Work to complete:
Set down all of the data that follows word for word, without the images.
─── Given material ───
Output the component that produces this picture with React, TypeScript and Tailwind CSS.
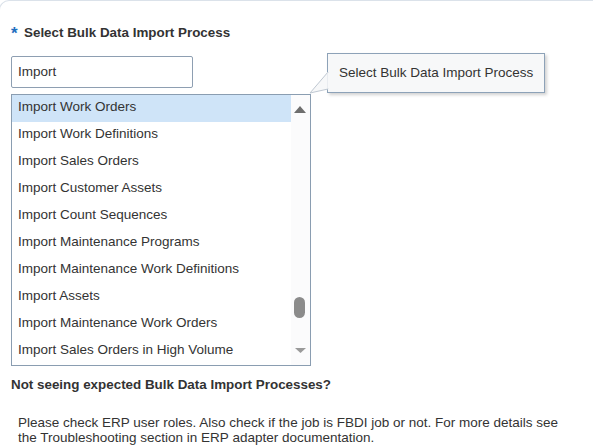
const items = [
  "Import Work Orders",
  "Import Work Definitions",
  "Import Sales Orders",
  "Import Customer Assets",
  "Import Count Sequences",
  "Import Maintenance Programs",
  "Import Maintenance Work Definitions",
  "Import Assets",
  "Import Maintenance Work Orders",
  "Import Sales Orders in High Volume",
];

export default function App() {
  return (
    <div className="relative h-[448px] w-[593px] overflow-hidden bg-white font-['Liberation_Sans',Arial,sans-serif] text-[#333]">
      <div className="-ml-px h-full rounded-tl-[10px] border-l border-t border-[#dbe2ea] pl-[11px] pt-[24px]">
        <div className="flex items-start">
          <span className="w-[13px] text-[17px] font-bold leading-none text-[#1f6fbf]">*</span>
          <span className="text-[13.4px] font-bold leading-[16px]">Select Bulk Data Import Process</span>
        </div>

        <div className="mt-[14px] flex h-[32px] w-[182px] items-center rounded-[2px] border border-[#8e9fb2] pl-[6px] text-[13.5px]">
          Import
        </div>

        <div className="mt-[6px] flex h-[272px] w-[300px] border border-[#8a9db1] bg-white">
          <ul className="w-[279px]">
            {items.map((item, i) => (
              <li
                key={item}
                className={`h-[27px] pb-[4px] pl-[6px] pt-[1px] text-[13.5px] leading-[22px] ${i === 0 ? "bg-[#cfe4f8]" : ""}`}
              >
                {item}
              </li>
            ))}
          </ul>
          <div className="relative flex-1 bg-[#fbfbfc]">
            <svg className="absolute left-[3px] top-[11px]" width="12" height="7" viewBox="0 0 12 7">
              <polygon points="0,7 6,0 12,7" fill="#6e6e6e" />
            </svg>
            <div className="absolute left-[3px] top-[202px] h-[21px] w-[11px] rounded-full bg-[#8b8b8b]" />
            <svg className="absolute left-[4px] top-[253px]" width="11" height="5" viewBox="0 0 11 5">
              <polygon points="0,0 11,0 5.5,5" fill="#9a9a9a" />
            </svg>
          </div>
        </div>

        <p className="mt-[11px] text-[13.4px] font-bold leading-[16px]">
          Not seeing expected Bulk Data Import Processes?
        </p>
        <p className="mt-[22px] pl-[7px] pr-[20px] text-[13.5px] leading-[15px]">
          Please check ERP user roles. Also check if the job is FBDI job or not. For more details see the Troubleshooting section in ERP adapter documentation.
        </p>
      </div>

      <div className="absolute left-[327px] top-[53px] flex h-[40px] w-[218px] items-center border border-[#8da2b8] bg-[#f7f8f9] pl-[11px] text-[13.5px] shadow-[2px_2px_3px_rgba(0,0,0,0.18)]">
        Select Bulk Data Import Process
      </div>
      <svg className="absolute left-[308px] top-[68px]" width="22" height="28" viewBox="0 0 22 28">
        <polygon points="20,4 2,25 20,21" fill="#f7f8f9" stroke="#bfc8d2" strokeWidth="1" />
        <rect x="19.5" y="4.6" width="2" height="16" fill="#f7f8f9" />
      </svg>
    </div>
  );
}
───
Written answer:
Output the component that produces this picture with React, TypeScript and Tailwind CSS.
const items = [
  "Import Work Orders",
  "Import Work Definitions",
  "Import Sales Orders",
  "Import Customer Assets",
  "Import Count Sequences",
  "Import Maintenance Programs",
  "Import Maintenance Work Definitions",
  "Import Assets",
  "Import Maintenance Work Orders",
  "Import Sales Orders in High Volume",
];

export default function App() {
  return (
    <div className="relative h-[448px] w-[593px] overflow-hidden bg-white font-['Liberation_Sans',Arial,sans-serif] text-[#333]">
      <div className="-ml-px h-full rounded-tl-[10px] border-l border-t border-[#dbe2ea] pl-[11px] pt-[24px]">
        <div className="flex items-start">
          <span className="w-[13px] text-[17px] font-bold leading-none text-[#1f6fbf]">*</span>
          <span className="text-[13.4px] font-bold leading-[16px]">Select Bulk Data Import Process</span>
        </div>

        <div className="mt-[14px] flex h-[32px] w-[182px] items-center rounded-[2px] border border-[#8e9fb2] pl-[6px] text-[13.5px]">
          Import
        </div>

        <div className="mt-[6px] flex h-[272px] w-[300px] border border-[#8a9db1] bg-white">
          <ul className="w-[279px]">
            {items.map((item, i) => (
              <li
                key={item}
                className={`h-[27px] pb-[4px] pl-[6px] pt-[1px] text-[13.5px] leading-[22px] ${i === 0 ? "bg-[#cfe4f8]" : ""}`}
              >
                {item}
              </li>
            ))}
          </ul>
          <div className="relative flex-1 bg-[#fbfbfc]">
            <svg className="absolute left-[3px] top-[11px]" width="12" height="7" viewBox="0 0 12 7">
              <polygon points="0,7 6,0 12,7" fill="#6e6e6e" />
            </svg>
            <div className="absolute left-[3px] top-[202px] h-[21px] w-[11px] rounded-full bg-[#8b8b8b]" />
            <svg className="absolute left-[4px] top-[253px]" width="11" height="5" viewBox="0 0 11 5">
              <polygon points="0,0 11,0 5.5,5" fill="#9a9a9a" />
            </svg>
          </div>
        </div>

        <p className="mt-[11px] text-[13.4px] font-bold leading-[16px]">
          Not seeing expected Bulk Data Import Processes?
        </p>
        <p className="mt-[22px] pl-[7px] pr-[20px] text-[13.5px] leading-[15px]">
          Please check ERP user roles. Also check if the job is FBDI job or not. For more details see the Troubleshooting section in ERP adapter documentation.
        </p>
      </div>

      <div className="absolute left-[327px] top-[53px] flex h-[40px] w-[218px] items-center border border-[#8da2b8] bg-[#f7f8f9] pl-[11px] text-[13.5px] shadow-[2px_2px_3px_rgba(0,0,0,0.18)]">
        Select Bulk Data Import Process
      </div>
      <svg className="absolute left-[308px] top-[68px]" width="22" height="28" viewBox="0 0 22 28">
        <polygon points="20,4 2,25 20,21" fill="#f7f8f9" stroke="#bfc8d2" strokeWidth="1" />
        <rect x="19.5" y="4.6" width="2" height="16" fill="#f7f8f9" />
      </svg>
    </div>
  );
}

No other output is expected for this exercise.